Theoretical aspects of solid hydrogen halides under pressure

Abstract

The electronic and dynamic properties of the solid phases of HF, HCl, and HBr under pressure are studied theoretically. A simple model is constructed so that the pressure-dependent properties of these systems and possibly other hydrogen-bonded systems can be studied in terms of a few parameters. The model predicts quite simply the pressure dependence of the stretching-mode frequency and the nature of the phase transition from the molecular hydrogen-bonded phase to a new symmetrical hydrogen-bonded (nonmolecular) phase. Quantum effects due to the light hydrogen atom are taken into account within a many-body Hartree approximation. New experimental data on the pressure dependence of the symmetric-stretching-mode frequency in HF is presented. The possibility of soliton formation is discussed and it is shown how pressure may act as a unique tuner to adjust the energetics of these nonlinear excitations.
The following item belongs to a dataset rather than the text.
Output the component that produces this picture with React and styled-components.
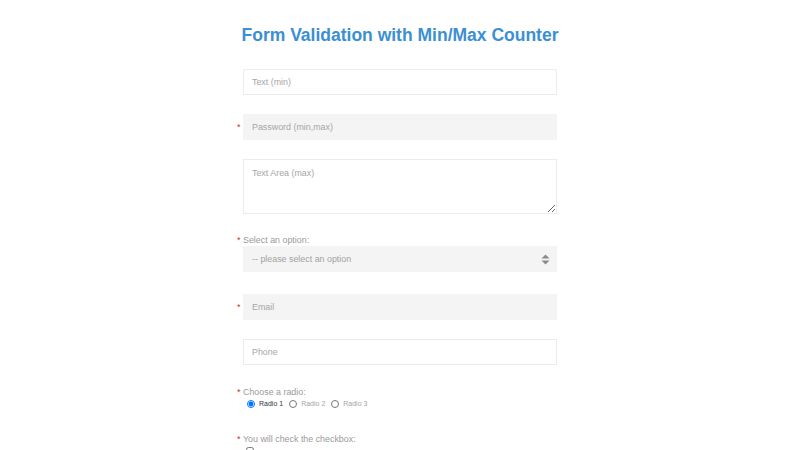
import React from "react";
import styled, { createGlobalStyle } from "styled-components";

const Global = createGlobalStyle`
  html, body { margin: 0; padding: 0; background: #fff; }
  body { font-family: "Liberation Sans", Arial, sans-serif; }
  * { box-sizing: border-box; }
`;

const Page = styled.div`
  padding-top: 25px;
`;

const Title = styled.h1`
  margin: 0 0 24px;
  text-align: center;
  font-size: 17.5px;
  line-height: 20px;
  font-weight: 700;
  color: #3b8fd3;
`;

const Form = styled.form`
  width: 314px;
  margin: 0 auto;
  display: flex;
  flex-direction: column;
`;

const Field = styled.div`
  position: relative;
  margin-bottom: ${(p) => p.$mb ?? 19}px;
`;

const Star = styled.span`
  position: absolute;
  left: -6px;
  top: ${(p) => p.$top ?? 9}px;
  font-size: 9px;
  line-height: 9px;
  color: #c0392b;
`;

const baseControl = `
  display: block;
  width: 100%;
  font-family: "Liberation Sans", Arial, sans-serif;
  font-size: 8.9px;
  color: #555;
  outline: none;
  border-radius: 0;
`;

const Input = styled.input`
  ${baseControl}
  height: 26px;
  padding: 0 8px;
  border: 1px solid ${(p) => (p.$filled ? "#f4f4f4" : "#ececec")};
  background: ${(p) => (p.$filled ? "#f4f4f4" : "#fff")};
  &::placeholder { color: #a6a6a6; }
`;

const TextArea = styled.textarea`
  ${baseControl}
  height: 55px;
  padding: 8px;
  border: 1px solid #ececec;
  background: #fff;
  resize: vertical;
  &::placeholder { color: #a6a6a6; }
`;

const Label = styled.div`
  font-size: 8.9px;
  line-height: 12px;
  color: #9a9a9a;
`;

const SelectWrap = styled.div`
  position: relative;
`;

const Select = styled.select`
  ${baseControl}
  appearance: none;
  height: 26px;
  padding: 0 8px;
  border: 1px solid #f4f4f4;
  background: #f4f4f4;
  color: #a2a2a2;
`;

const Arrows = styled.svg`
  position: absolute;
  right: 7px;
  top: 8px;
  pointer-events: none;
`;

const RadioRow = styled.div`
  display: flex;
  align-items: center;
  height: 13px;
  padding-left: 4px;
  padding-bottom: 2px;
`;

const RadioLabel = styled.label`
  display: flex;
  align-items: center;
  font-size: 7px;
  color: ${(p) => (p.$active ? "#333" : "#a5a5a5")};
  margin-right: 6px;
`;

const Radio = styled.input`
  width: 8px;
  height: 8px;
  margin: 0 4px 0 0;
`;

const Check = styled.input`
  width: 8px;
  height: 8px;
  margin: 2px 0 0 3px;
  display: block;
`;

export default function App() {
  return (
    <>
      <Global />
      <Page>
        <Title>Form Validation with Min/Max Counter</Title>
        <Form onSubmit={(e) => e.preventDefault()}>
          <Field>
            <Input placeholder="Text (min)" />
          </Field>
          <Field>
            <Star>*</Star>
            <Input $filled type="password" placeholder="Password (min,max)" />
          </Field>
          <Field $mb={20}>
            <TextArea placeholder="Text Area (max)" />
          </Field>
          <Field $mb={22}>
            <Star $top={2}>*</Star>
            <Label>Select an option:</Label>
            <SelectWrap>
              <Select defaultValue="">
                <option value="">-- please select an option</option>
                <option value="1">Option 1</option>
              </Select>
              <Arrows width="9" height="11" viewBox="0 0 9 11">
                <path d="M4.5 0.5 L8.5 4.5 L0.5 4.5 Z" fill="#8a8a8a" />
                <path d="M0.5 6.5 L8.5 6.5 L4.5 10.5 Z" fill="#8a8a8a" />
              </Arrows>
            </SelectWrap>
          </Field>
          <Field>
            <Star>*</Star>
            <Input $filled type="email" placeholder="Email" />
          </Field>
          <Field $mb={21}>
            <Input type="tel" placeholder="Phone" />
          </Field>
          <Field $mb={22}>
            <Star $top={2}>*</Star>
            <Label>Choose a radio:</Label>
            <RadioRow>
              <RadioLabel $active>
                <Radio type="radio" name="r" defaultChecked />
                Radio 1
              </RadioLabel>
              <RadioLabel>
                <Radio type="radio" name="r" />
                Radio 2
              </RadioLabel>
              <RadioLabel>
                <Radio type="radio" name="r" />
                Radio 3
              </RadioLabel>
            </RadioRow>
          </Field>
          <Field>
            <Star $top={2}>*</Star>
            <Label>You will check the checkbox:</Label>
            <Check type="checkbox" />
          </Field>
        </Form>
      </Page>
    </>
  );
}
In addition, we report the results of our ab initio calculations of the total energy of ringlike structures of HF and the first ab initio pseudopotential calculation of the band structure and total energy of solid HBr. The calculations for HF are within the Hartree-Fock approximation, while those of solid HBr are within the local-density approximation and have been simplified by considering a linear instead of a zigzag geometry. The use of the local-density approximation for hydrogen is also discussed.